In preparation for the day, I’d previously driven to the doctor’s office. I wanted to know exactly how much time it would take, just in case I had to give a minute by minute account of the day. From our house, it was 30 minutes, just 10 minutes less than the clinic. Not only that, the turn for the doctor’s office was at the same interstate. Taking a left would take me to the clinic; a right would take me to the doctor’s office.

The closer I got to the on-ramp, the more my stomach started to flip. I was fully resolved to take that left turn. I could NOT have this baby. As the signs to make the turn came into view, I was struck with a panicking fear. I wasn’t afraid of him, oddly enough but there was something about the whole situation that terrified me. Without realizing what I was doing or where I was going, I took a right turn.

I don’t remember much of the trip to the doctor’s office but I remember shaking with terror during the whole check-in process. What was I doing? This wasn’t in the plan?

The doctor came in, introduced himself and after I answered a bunch of questions, did all of the stuff doctors are supposed to do and then he just sat with me. He didn’t say much but he just sat. It was the first time I’d been in a room, alone, with a man that wasn’t my husband in forever. He took a deep breath after what felt like a million years of silence and said, “I think you need to see something.”

There was an ultrasound machine in the room, so of course, I had an ultrasound. I didn’t want to look. Surely, I wouldn’t be able to see anything, anyway. I was barely 6 weeks pregnant.  But he did the ultrasound…

And that’s when I heard it. This rhythmic electronic sound, flooding around me. I closed my eyes and tried not to cry.

“That’s your baby’s heartbeat,” he said. “That’s why you came here today.”

I opened my eyes and turned my face toward the screen. I couldn’t help it, I had to look. That little greyscale monitor was full of a tiny person; a tiny person with a beating heart I could hear and see.

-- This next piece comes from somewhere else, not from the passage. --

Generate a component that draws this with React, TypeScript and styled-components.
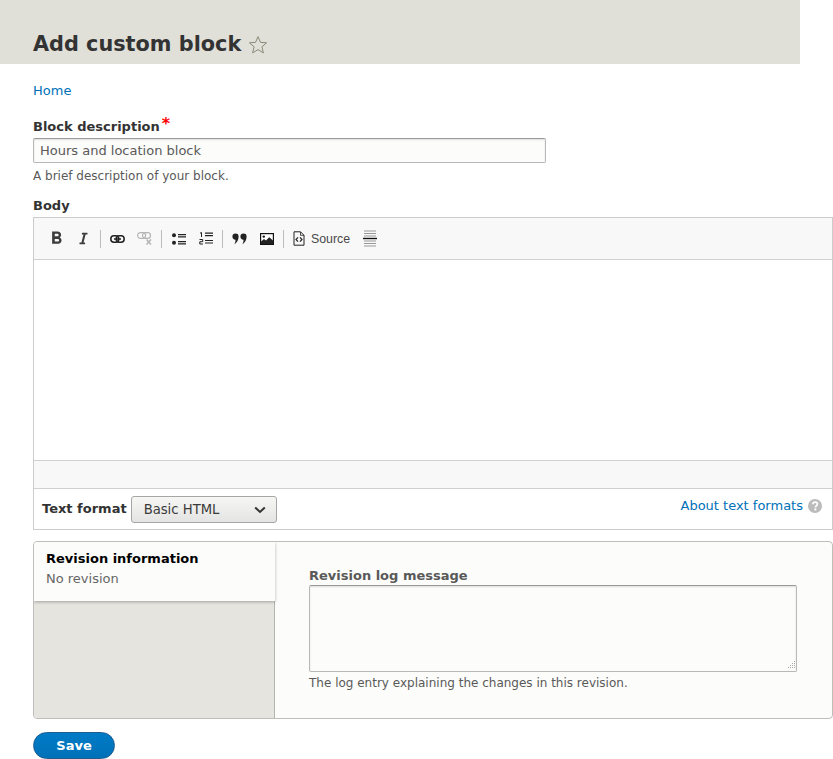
import React from "react";
import styled, { createGlobalStyle } from "styled-components";
import { FaItalic } from "react-icons/fa";
import { MdFormatBold } from "react-icons/md";

const GlobalStyle = createGlobalStyle`
	html,
	body {
		margin: 0;
		padding: 0;
		background: #fff;
		overflow: hidden;
	}
	body {
		width: 833px;
		height: 759px;
		font-family: "DejaVu Sans", sans-serif;
		font-size: 13px;
		line-height: 18px;
		color: #333;
	}
`;

const LinkIcon = () => (
	<svg width="15" height="8" viewBox="0 0 15 8" fill="none" stroke="#222" strokeWidth="1.5">
		<rect x="0.8" y="0.8" width="8" height="6.4" rx="3.2" />
		<rect x="6.2" y="0.8" width="8" height="6.4" rx="3.2" />
		<path d="M4 4h7" />
	</svg>
);

const UnlinkIcon = () => (
	<svg width="15" height="13" viewBox="0 0 15 13" fill="none" stroke="#b4b4b4" strokeWidth="1.2">
		<rect x="0.6" y="0.6" width="8" height="5.8" rx="2.9" />
		<rect x="5.5" y="0.6" width="8" height="5.8" rx="2.9" />
		<path d="M9.5 7.5l4.5 5M14 7.5l-4.5 5" strokeWidth="1.5" />
	</svg>
);

const BulletIcon = () => (
	<svg width="14" height="12" viewBox="0 0 14 12" fill="#222">
		<circle cx="2" cy="2.2" r="2" />
		<circle cx="2" cy="9.8" r="2" />
		<path d="M6 1h8v1.2H6zM6 3.2h8v1.2H6zM6 8h8v1.2H6zM6 10.2h8v1.2H6z" />
	</svg>
);

const NumberIcon = () => (
	<svg width="14" height="13" viewBox="0 0 14 13" fill="none" stroke="#222" strokeWidth="1">
		<path d="M1 1.2l1.5-.7v4.5" />
		<path d="M.5 7.5h3.2v2.2H.8V12h3.2" />
		<path d="M6 1.2h8M6 3.7h8M6 8.5h8M6 11h8" strokeWidth="1.2" />
	</svg>
);

const QuoteIcon = () => (
	<svg width="15" height="12" viewBox="0 0 15 12" fill="#222">
		<path d="M3.5 .5a3.1 3.1 0 0 1 3.1 3.2c0 3.1-1.8 6.2-4.4 7.8.9-1.6 1.4-2.9 1.3-4.8A3.1 3.1 0 0 1 3.5.5z" />
		<path d="M11.5 .5a3.1 3.1 0 0 1 3.1 3.2c0 3.1-1.8 6.2-4.4 7.8.9-1.6 1.4-2.9 1.3-4.8a3.1 3.1 0 0 1 0-6.2z" />
	</svg>
);

const ImageIcon = () => (
	<svg width="14" height="12" viewBox="0 0 14 12">
		<rect x="0.6" y="0.6" width="12.8" height="10.8" fill="#fff" stroke="#111" strokeWidth="1.2" />
		<circle cx="3.8" cy="3.6" r="1.2" fill="#111" />
		<path d="M1 11V8.5l3-2.4 2 1.4 3.2-3.2L13 7.5V11z" fill="#222" />
	</svg>
);

const SourceIcon = () => (
	<svg width="12" height="15" viewBox="0 0 12 15" fill="none" stroke="#222">
		<path d="M1 0.8h6.5l3.5 3.5v9.9H1z" strokeWidth="1" />
		<path d="M7.5 1v3.3H11" strokeWidth="0.8" />
		<path d="M5 6.3L3 8.5l2 2.2M7 6.3l2 2.2-2 2.2" strokeWidth="1.2" />
	</svg>
);

const RuleIcon = () => (
	<svg width="14" height="17" viewBox="0 0 14 17" fill="none">
		<path d="M1 1h12M1 3.5h12M1 6h12M1 11h12M1 13.5h12M1 16h12" stroke="#999" strokeWidth="1" />
		<path d="M0 8.5h14" stroke="#111" strokeWidth="1.4" />
	</svg>
);

const HelpIcon = () => (
	<svg width="14" height="14" viewBox="0 0 14 14">
		<circle cx="7" cy="7" r="7" fill="#bbb" />
		<path d="M4.7 5.3C4.8 3.9 5.8 3.1 7.1 3.1c1.4 0 2.3.8 2.3 2 0 1.8-2 1.8-2 3.4" fill="none" stroke="#fff" strokeWidth="1.7" />
		<rect x="6.3" y="9.5" width="2" height="1.9" fill="#fff" />
	</svg>
);

const StarIcon = () => (
	<svg width="20" height="20" viewBox="0 0 20 20">
		<path d="M10 1.6l2.4 5.7 6.2.5-4.7 4 1.5 6.1L10 14.6l-5.4 3.3 1.5-6.1-4.7-4 6.2-.5z" fill="none" stroke="#8a8a78" strokeWidth="1" />
	</svg>
);

export default function App() {
	return (
		<>
			<GlobalStyle />
			<Page>
				<Header>
					<Title>Add custom block</Title>
					<StarSlot>
						<StarIcon />
					</StarSlot>
				</Header>
				<Main>
					<Breadcrumb href="#">Home</Breadcrumb>

					<DescriptionField>
						<FieldLabel>
							Block description<Required>*</Required>
						</FieldLabel>
						<TextInput defaultValue="Hours and location block" readOnly />
						<HelpText>A brief description of your block.</HelpText>
					</DescriptionField>

					<FieldLabel>Body</FieldLabel>
					<Editor>
						<Toolbar>
							<ToolButton><MdFormatBold size={21} color="#3c3c3c" /></ToolButton>
							<ToolButton><FaItalic size={13} color="#3c3c3c" /></ToolButton>
							<Separator />
							<ToolButton><LinkIcon /></ToolButton>
							<ToolButton><UnlinkIcon /></ToolButton>
							<Separator />
							<ToolButton><BulletIcon /></ToolButton>
							<ToolButton><NumberIcon /></ToolButton>
							<Separator />
							<ToolButton><QuoteIcon /></ToolButton>
							<ToolButton><ImageIcon /></ToolButton>
							<Separator />
							<SourceButton>
								<SourceIcon />
								Source
							</SourceButton>
							<RuleButton><RuleIcon /></RuleButton>
						</Toolbar>
						<EditArea />
						<PathBar />
						<FormatRow>
							<FormatLabel>Text format</FormatLabel>
							<FormatSelect>
								Basic HTML
								<svg width="12" height="8" viewBox="0 0 12 8" fill="none" stroke="#333" strokeWidth="2">
									<path d="M1.2 1.5L6 6l4.8-4.5" />
								</svg>
							</FormatSelect>
							<FormatHelp>
								<HelpLink href="#">About text formats</HelpLink>
								<HelpIcon />
							</FormatHelp>
						</FormatRow>
					</Editor>

					<Panel>
						<PanelMenu>
							<MenuItem>
								<MenuTitle>Revision information</MenuTitle>
								<MenuSummary>No revision</MenuSummary>
							</MenuItem>
						</PanelMenu>
						<PanelBody>
							<PanelLabel>Revision log message</PanelLabel>
							<LogArea>
								<svg width="10" height="10" viewBox="0 0 10 10" fill="#aaa">
									<path d="M8 0h1v1H8zM6 2h1v1H6zM8 2h1v1H8zM4 4h1v1H4zM6 4h1v1H6zM8 4h1v1H8zM2 6h1v1H2zM4 6h1v1H4zM6 6h1v1H6zM8 6h1v1H8z" />
								</svg>
							</LogArea>
							<HelpText $gap={2}>The log entry explaining the changes in this revision.</HelpText>
						</PanelBody>
					</Panel>

					<SaveButton>Save</SaveButton>
				</Main>
			</Page>
		</>
	);
}

const Page = styled.div`
	width: 833px;
	height: 759px;
	overflow: hidden;
`;

const Header = styled.header`
	display: flex;
	align-items: flex-end;
	width: 800px;
	height: 64px;
	box-sizing: border-box;
	padding: 0 0 6px 33px;
	background: #e0e0d8;
`;

const Title = styled.h1`
	margin: 0;
	font-size: 20.8px;
	line-height: 28px;
	font-weight: 700;
	color: #333;
`;

const StarSlot = styled.span`
	display: flex;
	margin: 0 0 3px 7px;
`;

const Main = styled.main`
	padding: 18px 0 0 33px;
	display: flex;
	flex-direction: column;
	align-items: flex-start;
`;

const Breadcrumb = styled.a`
	color: #0071b8;
	text-decoration: none;
	line-height: 18px;
`;

const DescriptionField = styled.div`
	margin: 17px 0 11px;
`;

const FieldLabel = styled.label`
	display: block;
	height: 19px;
	margin-bottom: 2px;
	font-weight: 700;
	line-height: 19px;
	color: #333;
`;

const Required = styled.span`
	color: #f00;
	font-size: 16px;
	line-height: 0;
	margin-left: 2px;
	vertical-align: 2px;
`;

const TextInput = styled.input`
	display: block;
	width: 513px;
	height: 25px;
	box-sizing: border-box;
	padding: 0 6px;
	border: 1px solid #b8b8b8;
	border-top-color: #999;
	border-radius: 2px;
	background: #fcfcfa;
	box-shadow: inset 0 1px 2px rgba(0, 0, 0, 0.12);
	font: 13px "DejaVu Sans", sans-serif;
	color: #595959;
`;

const HelpText = styled.div<{ $gap?: number }>`
	margin-top: ${(p) => p.$gap ?? 4}px;
	font-size: 12px;
	line-height: 18px;
	color: #595959;
`;

const Editor = styled.div`
	width: 800px;
	box-sizing: border-box;
	border: 1px solid #ccc;
`;

const Toolbar = styled.div`
	display: flex;
	align-items: center;
	height: 41px;
	padding-left: 9px;
	background: #f8f8f8;
	border-bottom: 1px solid #d1d1d1;
`;

const ToolButton = styled.span`
	display: flex;
	align-items: center;
	justify-content: center;
	width: 27px;
	height: 26px;
`;

const RuleButton = styled(ToolButton)`
	margin-left: 1px;
`;

const SourceButton = styled.span`
	display: flex;
	align-items: center;
	gap: 6px;
	padding: 0 5px 0 6px;
	font-family: "Liberation Sans", Arial, sans-serif;
	font-size: 12.35px;
	color: #484848;
`;

const Separator = styled.span`
	width: 1px;
	height: 18px;
	margin: 0 3px;
	background: #bcbcbc;
`;

const EditArea = styled.div`
	height: 200px;
	background: #fff;
`;

const PathBar = styled.div`
	height: 27px;
	background: #f8f8f8;
	border-top: 1px solid #d1d1d1;
	border-bottom: 1px solid #d1d1d1;
`;

const FormatRow = styled.div`
	display: flex;
	align-items: flex-start;
	height: 40px;
	padding: 7px 0 0 8px;
	box-sizing: border-box;
`;

const FormatLabel = styled.span`
	margin-top: 4px;
	font-weight: 700;
	color: #333;
`;

const FormatSelect = styled.div`
	display: flex;
	align-items: center;
	justify-content: space-between;
	width: 146px;
	height: 27px;
	box-sizing: border-box;
	margin-left: 4px;
	padding: 0 10px 0 12px;
	border: 1px solid #a6a6a6;
	border-radius: 3px;
	background: linear-gradient(#f6f6f3, #e4e4e4);
	font-size: 13.2px;
	color: #3a3a3a;
`;

const FormatHelp = styled.div`
	display: flex;
	align-items: center;
	gap: 5px;
	margin: 1px 0 0 auto;
	padding-right: 10px;
`;

const HelpLink = styled.a`
	color: #0071b8;
	text-decoration: none;
`;

const Panel = styled.div`
	display: flex;
	width: 800px;
	height: 178px;
	box-sizing: border-box;
	margin-top: 11px;
	background: #fcfcfa;
	border: 1px solid #bfbfba;
	border-radius: 4px;
	overflow: hidden;
`;

const PanelMenu = styled.div`
	width: 240px;
	flex: none;
	background: #e6e4df;
	border-right: 1px solid #b4b4b0;
`;

const MenuItem = styled.div`
	height: 59px;
	box-sizing: border-box;
	margin-right: -1px;
	padding: 8px 12px;
	background: #fcfcfa;
	box-shadow: 0 1px 3px rgba(0, 0, 0, 0.3);
	position: relative;
`;

const MenuTitle = styled.div`
	font-weight: 700;
	color: #000;
`;

const MenuSummary = styled.div`
	margin-top: 2px;
	color: #666;
`;

const PanelBody = styled.div`
	flex: 1;
	padding: 24px 0 0 34px;
`;

const PanelLabel = styled.div`
	height: 19px;
	font-weight: 700;
	line-height: 19px;
	color: #595959;
`;

const LogArea = styled.div`
	display: flex;
	align-items: flex-end;
	justify-content: flex-end;
	width: 488px;
	height: 87px;
	box-sizing: border-box;
	border: 1px solid #b8b8b8;
	border-top-color: #999;
	border-radius: 2px;
	background: #fcfcfa;
	box-shadow: inset 0 1px 2px rgba(0, 0, 0, 0.12);
`;

const SaveButton = styled.button`
	width: 82px;
	height: 27px;
	margin-top: 13px;
	padding: 0;
	border: 1px solid #1e5c90;
	border-radius: 20px;
	background: linear-gradient(#007bc6, #0071b8);
	font: 700 13px "DejaVu Sans", sans-serif;
	color: #fff;
`;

After the appointment, I sat in my car, holding a printout picture of my child – and I sobbed. This actual child was a left turn away from no longer existing. Less than twelve hours before, I’d rationalized why that little human shouldn’t be there. Before I left the parking lot, I had new resolve and a part of me that I thought I’d lost re-emerged. I knew I would do for this child what I had been too scared to do for myself. This child deserved a life lived without fear. They deserved to know genuine love. It deserved a chance and to not be a victim of my life.

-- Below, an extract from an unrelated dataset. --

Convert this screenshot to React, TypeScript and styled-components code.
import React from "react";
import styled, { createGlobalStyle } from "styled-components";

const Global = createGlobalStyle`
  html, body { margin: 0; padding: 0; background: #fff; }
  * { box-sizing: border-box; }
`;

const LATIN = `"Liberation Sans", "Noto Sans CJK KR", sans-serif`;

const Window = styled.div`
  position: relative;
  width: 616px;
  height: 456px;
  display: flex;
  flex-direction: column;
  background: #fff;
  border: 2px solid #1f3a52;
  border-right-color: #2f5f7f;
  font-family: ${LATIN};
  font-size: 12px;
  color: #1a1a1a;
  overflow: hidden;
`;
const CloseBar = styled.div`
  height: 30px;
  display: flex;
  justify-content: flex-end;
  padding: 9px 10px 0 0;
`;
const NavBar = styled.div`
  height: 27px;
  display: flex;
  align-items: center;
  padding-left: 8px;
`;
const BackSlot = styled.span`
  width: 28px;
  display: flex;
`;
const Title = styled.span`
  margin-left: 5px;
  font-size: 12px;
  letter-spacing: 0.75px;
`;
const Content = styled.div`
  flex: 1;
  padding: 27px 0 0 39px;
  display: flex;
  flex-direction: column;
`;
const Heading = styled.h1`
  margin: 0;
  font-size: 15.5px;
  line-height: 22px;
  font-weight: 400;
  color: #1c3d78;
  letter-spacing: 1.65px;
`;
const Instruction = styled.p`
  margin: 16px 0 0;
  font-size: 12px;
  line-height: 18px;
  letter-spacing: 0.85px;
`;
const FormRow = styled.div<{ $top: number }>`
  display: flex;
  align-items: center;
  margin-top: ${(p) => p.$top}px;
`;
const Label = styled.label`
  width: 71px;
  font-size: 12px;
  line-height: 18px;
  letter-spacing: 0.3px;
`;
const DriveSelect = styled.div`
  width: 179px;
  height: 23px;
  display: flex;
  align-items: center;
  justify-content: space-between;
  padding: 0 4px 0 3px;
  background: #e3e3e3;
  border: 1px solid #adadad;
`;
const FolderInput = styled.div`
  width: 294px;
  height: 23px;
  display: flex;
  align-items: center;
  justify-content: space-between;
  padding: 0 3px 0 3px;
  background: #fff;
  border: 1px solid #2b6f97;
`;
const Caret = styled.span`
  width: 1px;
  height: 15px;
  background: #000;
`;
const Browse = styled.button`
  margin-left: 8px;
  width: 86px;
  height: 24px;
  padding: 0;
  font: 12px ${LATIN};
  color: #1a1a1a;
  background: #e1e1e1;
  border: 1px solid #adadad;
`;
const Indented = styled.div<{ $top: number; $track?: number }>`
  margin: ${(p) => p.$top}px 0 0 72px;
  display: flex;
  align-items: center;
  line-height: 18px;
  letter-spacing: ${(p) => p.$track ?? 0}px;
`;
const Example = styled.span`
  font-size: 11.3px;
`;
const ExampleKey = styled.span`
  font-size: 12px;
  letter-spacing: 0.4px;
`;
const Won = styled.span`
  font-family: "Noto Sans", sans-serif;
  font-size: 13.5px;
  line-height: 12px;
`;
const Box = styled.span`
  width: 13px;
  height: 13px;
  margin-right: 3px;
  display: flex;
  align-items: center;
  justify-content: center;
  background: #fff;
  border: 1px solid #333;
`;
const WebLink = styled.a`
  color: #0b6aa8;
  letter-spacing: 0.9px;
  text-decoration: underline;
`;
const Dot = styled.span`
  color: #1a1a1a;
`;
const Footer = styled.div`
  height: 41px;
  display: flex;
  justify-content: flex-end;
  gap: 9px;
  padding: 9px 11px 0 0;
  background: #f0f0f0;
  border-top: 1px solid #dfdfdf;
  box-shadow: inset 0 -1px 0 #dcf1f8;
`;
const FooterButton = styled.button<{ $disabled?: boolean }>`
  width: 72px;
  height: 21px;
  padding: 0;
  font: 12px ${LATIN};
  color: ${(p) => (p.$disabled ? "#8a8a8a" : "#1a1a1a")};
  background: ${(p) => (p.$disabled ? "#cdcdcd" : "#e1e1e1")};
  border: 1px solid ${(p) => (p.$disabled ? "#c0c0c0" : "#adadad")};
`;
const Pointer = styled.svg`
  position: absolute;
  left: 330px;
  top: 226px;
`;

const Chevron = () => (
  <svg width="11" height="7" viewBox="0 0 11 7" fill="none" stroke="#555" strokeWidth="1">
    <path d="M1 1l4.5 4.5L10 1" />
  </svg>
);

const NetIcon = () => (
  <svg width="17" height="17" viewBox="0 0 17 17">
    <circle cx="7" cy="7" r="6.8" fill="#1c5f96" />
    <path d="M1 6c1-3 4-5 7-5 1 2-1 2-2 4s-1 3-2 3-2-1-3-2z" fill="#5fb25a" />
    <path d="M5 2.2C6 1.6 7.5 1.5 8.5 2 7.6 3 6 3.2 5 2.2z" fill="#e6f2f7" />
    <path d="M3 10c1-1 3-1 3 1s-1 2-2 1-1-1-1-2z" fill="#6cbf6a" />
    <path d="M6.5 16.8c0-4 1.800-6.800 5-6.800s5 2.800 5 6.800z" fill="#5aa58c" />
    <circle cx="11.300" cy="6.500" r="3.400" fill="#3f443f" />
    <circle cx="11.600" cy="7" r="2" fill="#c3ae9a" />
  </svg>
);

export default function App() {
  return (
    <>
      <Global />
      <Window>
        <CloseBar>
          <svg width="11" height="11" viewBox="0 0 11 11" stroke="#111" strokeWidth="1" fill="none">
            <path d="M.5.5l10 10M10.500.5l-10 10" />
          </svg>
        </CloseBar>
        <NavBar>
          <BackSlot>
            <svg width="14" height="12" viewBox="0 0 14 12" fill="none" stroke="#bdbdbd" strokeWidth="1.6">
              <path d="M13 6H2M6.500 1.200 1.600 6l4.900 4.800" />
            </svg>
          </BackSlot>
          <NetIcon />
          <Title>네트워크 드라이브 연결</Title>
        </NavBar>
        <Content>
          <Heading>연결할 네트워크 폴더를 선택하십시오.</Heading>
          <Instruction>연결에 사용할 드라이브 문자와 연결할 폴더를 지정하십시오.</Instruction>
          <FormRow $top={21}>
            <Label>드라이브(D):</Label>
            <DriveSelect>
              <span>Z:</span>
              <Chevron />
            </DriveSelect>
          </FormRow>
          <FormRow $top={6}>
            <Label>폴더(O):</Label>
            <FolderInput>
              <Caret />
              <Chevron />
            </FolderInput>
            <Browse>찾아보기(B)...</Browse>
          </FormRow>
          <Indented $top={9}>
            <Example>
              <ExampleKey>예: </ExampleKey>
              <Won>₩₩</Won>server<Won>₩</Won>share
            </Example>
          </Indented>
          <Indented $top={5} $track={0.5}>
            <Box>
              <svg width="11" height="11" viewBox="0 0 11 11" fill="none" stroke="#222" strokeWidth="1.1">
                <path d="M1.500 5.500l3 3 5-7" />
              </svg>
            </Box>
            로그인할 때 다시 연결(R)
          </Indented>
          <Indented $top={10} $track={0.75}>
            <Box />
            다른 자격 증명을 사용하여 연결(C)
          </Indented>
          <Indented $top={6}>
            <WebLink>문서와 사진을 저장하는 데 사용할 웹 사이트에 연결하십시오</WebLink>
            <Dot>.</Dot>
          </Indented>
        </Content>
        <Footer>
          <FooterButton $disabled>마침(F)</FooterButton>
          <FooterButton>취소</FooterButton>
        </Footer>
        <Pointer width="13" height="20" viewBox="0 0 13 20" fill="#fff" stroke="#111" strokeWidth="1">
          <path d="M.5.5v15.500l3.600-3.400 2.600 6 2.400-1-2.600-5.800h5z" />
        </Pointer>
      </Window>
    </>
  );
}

I rode out my pregnancy, resolved to leave as soon as I was able. Those nine months were the most peaceful of our marriage – although the verbal assaults never ceased.

In late spring of 2004, I delivered a healthy baby boy. 4 weeks later, I left with my child, a diaper bag and the clothes on my back. Five years later, I would meet and marry a man who not only loves us both but loves God and is faithful to the Catholic faith. We both became staunch pro-life advocates. It wasn’t until several years into our marriage that I told him that the son he loves as his own almost wasn’t. 

When the plight of abused women and unplanned pregnancies is bolstered up as a reason to justify infanticide, it is a false flag. Women suffering from domestic violence don’t need physical, emotional and spiritual trauma. They need options. They need guidance. They need love and prayer and an assurance that there is a better way. Funneling vulnerable women into a money-making scheme in order to control population is exploitation and abuse that defies comprehension.

My son is now fifteen. He’s 6’1. His love for art and music is breathtaking. His love for Christ and the Church is powerful. He has a singing voice that is beyond heavenly. I cannot imagine grieving him later in my life, had I taken that left turn.